チャンパーワットの人食いトラ|インドで400人以上を食い殺したトラとは?
- 2023.09.18
- 獣害事件
- チャンパーワットの人食いトラ, 獣害事件
チャンパーワットの人食いトラは、19世紀末から20世紀初頭にかけて、ネパールとインドのクマーウーン地方で推定436人の死者を出したベンガルトラです。トラによる獣害の死者数としてギネスブックに登録されています。 1907年、当時31歳だったジム・コルベットによって射殺されました。
クマーウーン地方の場所を示す地図
トラの襲撃
トラはヒマラヤ山脈のネパール西部にあるルパールの村で人への襲撃を始めました。それに伴いネパール軍が招集されトラの討伐を行いました。トラの捕獲や殺害には失敗したものの、トラに縄張りを放棄させ、国境であるサーダ川を越えたインドに追いやることに成功しました。
ルパールの場所を示す地図
サーダ川の場所を示す地図
トラは、新たな獲物を求め、また追っ手から逃れるために、村と村の間を1日に約30kmも移動して狩りを行いました。彼女の習性はアムールトラに似ていて、クマーウーン地方の複数の村々を含むような大きな縄張りを作りました。このあと惨劇がおこるチャンパーワットはその縄張りの中心に位置していました。トラの犠牲者のほとんどは若い女性と子供でした。薪を集めたり、家畜に餌を与えたり、工芸品の材料を集めるために森に入ったからです。
チャンパーワットの場所を示す地図
トラの襲撃はすべて昼間に起こりました。人々の生活は麻痺し、森からトラの唸り声を聞いた男性たちは、家を出て仕事に行くことを恐れました。
討伐
1907年、トラはイギリスのハンター、ジム・コルベットによって射殺されました。トラはチャンパワートの町に近い村で16歳の少女を食い殺しました。コルベットは被害者の遺体を調査中にトラに待ち伏せされそうになり、ライフルで2発撃って追い払った後、狩りを断念せざるを得なくなり、村人に協力をあおいで翌日にチャンパ川の峡谷で狩りを行うことにした。
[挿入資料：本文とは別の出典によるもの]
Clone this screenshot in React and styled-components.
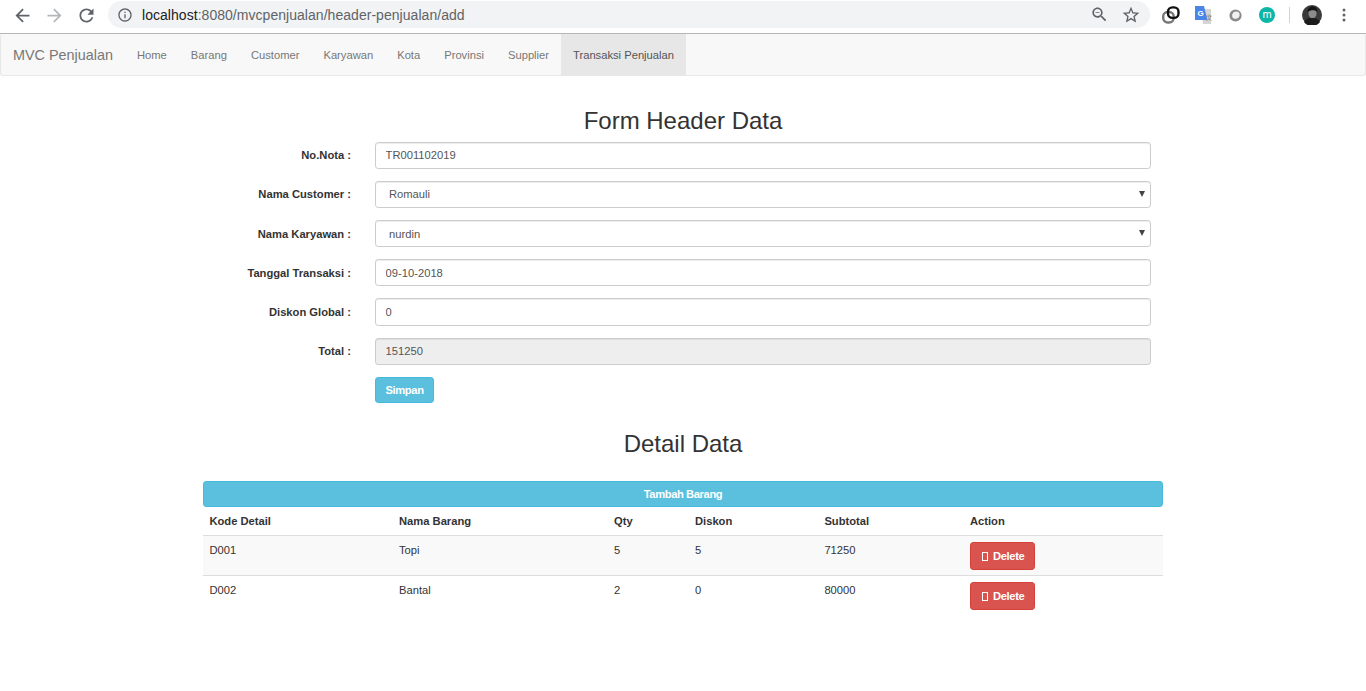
import React from "react";
import styled, { createGlobalStyle } from "styled-components";

const Global = createGlobalStyle`
  html, body { margin: 0; padding: 0; background: #fff; }
  body { font-family: "Liberation Sans", Arial, sans-serif; font-size: 11.2px; line-height: 16px; color: #333; }
  * { box-sizing: border-box; }
`;

const ChromeBar = styled.div`
  display: flex; align-items: center; height: 34px; padding: 0 6px 3px; background: #fff;
  border-bottom: 1px solid #b6b6b6;
`;
const ToolIcon = styled.span`
  width: 32px; height: 29px; flex: none; display: flex; align-items: center; justify-content: center;
  color: ${p => p.$color || "#5f6368"};
`;
const UrlPill = styled.div`
  flex: none; width: 1042px; height: 27px; margin-left: 6px; margin-top: 1px; align-self: flex-start; padding: 0 3px 0 1px;
  display: flex; align-items: center; background: #f1f3f4; border-radius: 14px;
`;
const PillIcon = styled.span`
  width: 32px; height: 24px; flex: none; display: flex; align-items: center; justify-content: center; color: #5f6368;
`;
const UrlText = styled.div`
  flex: 1; font-size: 14px; letter-spacing: .04px; color: #5f6368; margin-left: 1px;
  b { font-weight: 400; color: #202124; }
`;
const Extensions = styled.div`
  display: flex; align-items: center; margin-left: 5px;
`;
const Divider = styled.span`
  width: 1px; height: 16px; margin: 0 6px; background: #d0d2d4;
`;
const MBadge = styled.span`
  width: 16px; height: 16px; border-radius: 50%; background: #0db5a8; color: #fff; font-size: 11px; line-height: 15px; text-align: center;
`;

const Navbar = styled.nav`
  display: flex; height: 42px; background: #f8f8f8; border: 1px solid #e7e7e7; border-top: 0;
  border-radius: 3px;
`;
const Brand = styled.a`
  display: flex; align-items: center; font-size: 14.4px; color: #777; padding: 1px 12px 0;
`;
const NavLink = styled.a`
  display: flex; align-items: center; font-size: 11.2px; padding: 1px 12px 0;
  color: ${p => (p.$active ? "#555" : "#777")};
  background: ${p => (p.$active ? "#e7e7e7" : "transparent")};
`;

const Container = styled.main`
  width: 960px; margin: 0 auto; padding-top: 16px;
`;
const Title = styled.h3`
  margin: ${p => p.$top || "16px"} 0 7.3px; font-size: 24px; font-weight: 500; line-height: 26.4px; text-align: center; color: #333;
`;
const FormRow = styled.div`
  display: grid; grid-template-columns: 148px 776px; column-gap: 24px; margin-bottom: 12px; min-height: 27.2px;
`;
const Label = styled.label`
  text-align: right; font-weight: 700; padding-top: 5.6px; color: #333;
`;
const Field = styled.input`
  display: block; width: 100%; height: 27.2px; padding: 0 9.6px; font: inherit; color: #555;
  border: 1px solid #ccc; border-radius: 3.2px; outline: 0;
  background: ${p => (p.disabled ? "#eee" : "#fff")};
  box-shadow: inset 0 1px 1px rgba(0,0,0,.075);
`;
const SelectWrap = styled.div`
  position: relative;
`;
const Select = styled.select`
  display: block; width: 100%; height: 27.2px; padding: 0 9.6px 0 13px; font: inherit; color: #555;
  border: 1px solid #ccc; border-radius: 3.2px; background: #fff; appearance: none; outline: 0;
  box-shadow: inset 0 1px 1px rgba(0,0,0,.075);
`;
const Caret = styled.span`
  position: absolute; right: 6px; top: 10px; width: 0; height: 0; pointer-events: none;
  border-left: 3px solid transparent; border-right: 3px solid transparent; border-top: 6px solid #444;
`;
const Btn = styled.button`
  display: inline-block; height: 26.4px; padding: 0 9.4px;
  font: inherit; font-weight: 700; letter-spacing: -.35px; color: #fff; border-radius: 3.2px; cursor: pointer;
  background: #5bc0de; border: 1px solid #46b8da;
`;
const AddBar = styled(Btn)`
  display: block; width: 100%; height: 26px; margin-top: 23.3px; letter-spacing: -.4px;
`;
const DeleteBtn = styled(Btn)`
  display: block; width: 65px; height: 27.2px; padding: 0 0 0 11px; text-align: left;
  background: #d9534f; border-color: #d43f3a;
`;
const Tofu = styled.span`
  display: inline-block; width: 6px; height: 9px; border: 1px solid #fff; margin-right: 5px; vertical-align: -1px;
`;
const Table = styled.table`
  width: 960px; border-collapse: collapse; table-layout: fixed;
`;
const Th = styled.th`
  padding: 6.4px 6.4px 5.7px; text-align: left; font-weight: 700; border-bottom: 1px solid #ddd; line-height: 16px;
`;
const Td = styled.td`
  padding: 6.4px 6.4px 5.4px; vertical-align: top; line-height: 16px; border-top: 1px solid #ddd;
`;
const Row = styled.tr`
  background: ${p => (p.$striped ? "#f9f9f9" : "#fff")};
`;

const P = ({ d, s = 24 }) => (
  <svg width={s} height={s} viewBox="0 0 24 24" fill="currentColor"><path d={d} /></svg>
);
const back = "M20 11H7.83l5.59-5.59L12 4l-8 8 8 8 1.41-1.41L7.83 13H20v-2z";
const forward = "M12 4l-1.41 1.41L16.17 11H4v2h12.17l-5.58 5.59L12 20l8-8z";
const reload = "M17.65 6.35C16.2 4.9 14.21 4 12 4c-4.42 0-7.99 3.58-7.99 8s3.57 8 7.99 8c3.73 0 6.84-2.55 7.73-6h-2.08c-.82 2.33-3.04 4-5.65 4-3.31 0-6-2.69-6-6s2.69-6 6-6c1.66 0 3.14.69 4.22 1.78L13 11h7V4l-2.35 2.35z";
const info = "M11 7h2v2h-2zm0 4h2v6h-2zm1-9C6.48 2 2 6.48 2 12s4.48 10 10 10 10-4.48 10-10S17.52 2 12 2zm0 18c-4.41 0-8-3.59-8-8s3.59-8 8-8 8 3.59 8 8-3.59 8-8 8z";
const zoomOut = "M15.5 14h-.79l-.28-.27C15.41 12.59 16 11.11 16 9.5 16 5.91 13.09 3 9.5 3S3 5.91 3 9.5 5.91 16 9.5 16c1.61 0 3.09-.59 4.23-1.57l.27.28v.79l5 4.99L20.49 19l-4.99-5zm-6 0C7.01 14 5 11.99 5 9.5S7.01 5 9.5 5 14 7.01 14 9.5 11.99 14 9.5 14zM7 9h5v1H7z";
const star = "M22 9.24l-7.19-.62L12 2 9.19 8.63 2 9.24l5.46 4.73L5.82 21 12 17.27 18.18 21l-1.63-7.03L22 9.24zM12 15.4l-3.76 2.27 1-4.28-3.32-2.88 4.38-.38L12 6.1l1.71 4.04 4.38.38-3.32 2.88 1 4.28L12 15.4z";

const LinkExt = () => (
  <svg width="18" height="18" viewBox="0 0 18 18" fill="none" strokeWidth="2.4">
    <rect x="1.2" y="6" width="10.5" height="10.5" rx="4.5" stroke="#777" />
    <rect x="6" y="1.4" width="10.5" height="10.5" rx="4.5" stroke="#111" />
  </svg>
);
const TranslateExt = () => (
  <svg width="18" height="18" viewBox="0 0 18 18">
    <path d="M7 3h10v15H9z" fill="#d5d5d5" />
    <path d="M1 0h9l3.5 14H1z" fill="#4a86e8" />
    <text x="3.4" y="10" fontSize="8" fontWeight="700" fontFamily="Liberation Sans" fill="#fff">G</text>
    <text x="11.5" y="14" fontSize="7" fontFamily="Liberation Sans" fill="#777">文</text>
  </svg>
);
const RingExt = () => (
  <svg width="15" height="15" viewBox="0 0 16 16" fill="none">
    <circle cx="8" cy="8" r="5" stroke="#8a8a8a" strokeWidth="3" />
    <circle cx="8.8" cy="7.2" r="3.6" fill="#f0f0f0" />
  </svg>
);
const Avatar = () => (
  <svg width="20" height="20" viewBox="0 0 20 20">
    <circle cx="10" cy="10" r="10" fill="#3a3a3a" />
    <ellipse cx="10.5" cy="8.5" rx="4" ry="5" fill="#8c8c8c" />
    <path d="M5.5 7c0-4 2.5-5.5 5-5.5s5 1.5 5 5.5c-2-2.5-7-2.5-10 0z" fill="#161616" />
    <path d="M2 17c2-3.5 5-4 8-4s6 .5 8 4a10 10 0 0 1-16 0z" fill="#1c1c1c" />
  </svg>
);
const Dots = () => (
  <svg width="16" height="16" viewBox="0 0 16 16" fill="#5f6368">
    <circle cx="8" cy="3" r="1.5" /><circle cx="8" cy="8" r="1.5" /><circle cx="8" cy="13" r="1.5" />
  </svg>
);

const navItems = ["Home", "Barang", "Customer", "Karyawan", "Kota", "Provinsi", "Supplier"];
const rows = [
  ["D001", "Topi", "5", "5", "71250"],
  ["D002", "Bantal", "2", "0", "80000"],
];
const cols = [189.6, 215, 81, 129.4, 145.6, 199.4];

export default function App() {
  return (
    <>
      <Global />
      <ChromeBar>
        <ToolIcon><P d={back} s={21} /></ToolIcon>
        <ToolIcon $color="#b4b7ba"><P d={forward} s={21} /></ToolIcon>
        <ToolIcon><P d={reload} s={21} /></ToolIcon>
        <UrlPill>
          <PillIcon><P d={info} s={16} /></PillIcon>
          <UrlText><b>localhost</b>:8080/mvcpenjualan/header-penjualan/add</UrlText>
          <PillIcon><P d={zoomOut} s={19} /></PillIcon>
          <PillIcon><P d={star} s={20} /></PillIcon>
        </UrlPill>
        <Extensions>
          <ToolIcon><LinkExt /></ToolIcon>
          <ToolIcon><TranslateExt /></ToolIcon>
          <ToolIcon><RingExt /></ToolIcon>
          <ToolIcon><MBadge>m</MBadge></ToolIcon>
          <Divider />
          <ToolIcon><Avatar /></ToolIcon>
          <ToolIcon><Dots /></ToolIcon>
        </Extensions>
      </ChromeBar>
      <Navbar>
        <Brand>MVC Penjualan</Brand>
        {navItems.map(n => <NavLink key={n}>{n}</NavLink>)}
        <NavLink $active>Transaksi Penjualan</NavLink>
      </Navbar>
      <Container>
        <Title>Form Header Data</Title>
        <FormRow>
          <Label>No.Nota :</Label>
          <Field defaultValue="TR001102019" />
        </FormRow>
        <FormRow>
          <Label>Nama Customer :</Label>
          <SelectWrap>
            <Select defaultValue="Romauli"><option>Romauli</option></Select>
            <Caret />
          </SelectWrap>
        </FormRow>
        <FormRow>
          <Label>Nama Karyawan :</Label>
          <SelectWrap>
            <Select defaultValue="nurdin"><option>nurdin</option></Select>
            <Caret />
          </SelectWrap>
        </FormRow>
        <FormRow>
          <Label>Tanggal Transaksi :</Label>
          <Field defaultValue="09-10-2018" />
        </FormRow>
        <FormRow>
          <Label>Diskon Global :</Label>
          <Field defaultValue="0" />
        </FormRow>
        <FormRow>
          <Label>Total :</Label>
          <Field defaultValue="151250" disabled />
        </FormRow>
        <FormRow>
          <span />
          <div><Btn type="button">Simpan</Btn></div>
        </FormRow>
        <Title $top="27.2px">Detail Data</Title>
        <AddBar type="button">Tambah Barang</AddBar>
        <Table>
          <colgroup>{cols.map((w, i) => <col key={i} width={w} />)}</colgroup>
          <thead>
            <tr>
              {["Kode Detail", "Nama Barang", "Qty", "Diskon", "Subtotal", "Action"].map(h => <Th key={h}>{h}</Th>)}
            </tr>
          </thead>
          <tbody>
            {rows.map((r, i) => (
              <Row key={r[0]} $striped={i === 0}>
                {r.map((c, j) => <Td key={j}>{c}</Td>)}
                <Td><DeleteBtn type="button"><Tofu />Delete</DeleteBtn></Td>
              </Row>
            ))}
          </tbody>
        </Table>
      </Container>
    </>
  );
}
コルベットはチャンパーワットの役人の助けを借りて、約300人の村人を集めてトラの討伐隊を組織し、翌日の正午頃、コルベットはトラを射殺しました。コルベットが撃った最初の一発はトラの胸と肩に命中し、最後の一発は、コルベットの弾丸が尽きた後、役人がライフルで撃ったもので、トラの足に命中し、トラはコルベットから約6メートルのところで倒れました。
その後
トラの死後解剖の結果、口の右側の上下の犬歯が折れており、上の犬歯は半分に、下の犬歯は骨まで折れていました。この怪我は銃撃による古傷であり、おそらくこのトラは本来の獲物を狩ることができなくなり、それゆえ人間を狩るようになったと言われています。生前のトラは10〜12歳頃の健康なメスでした。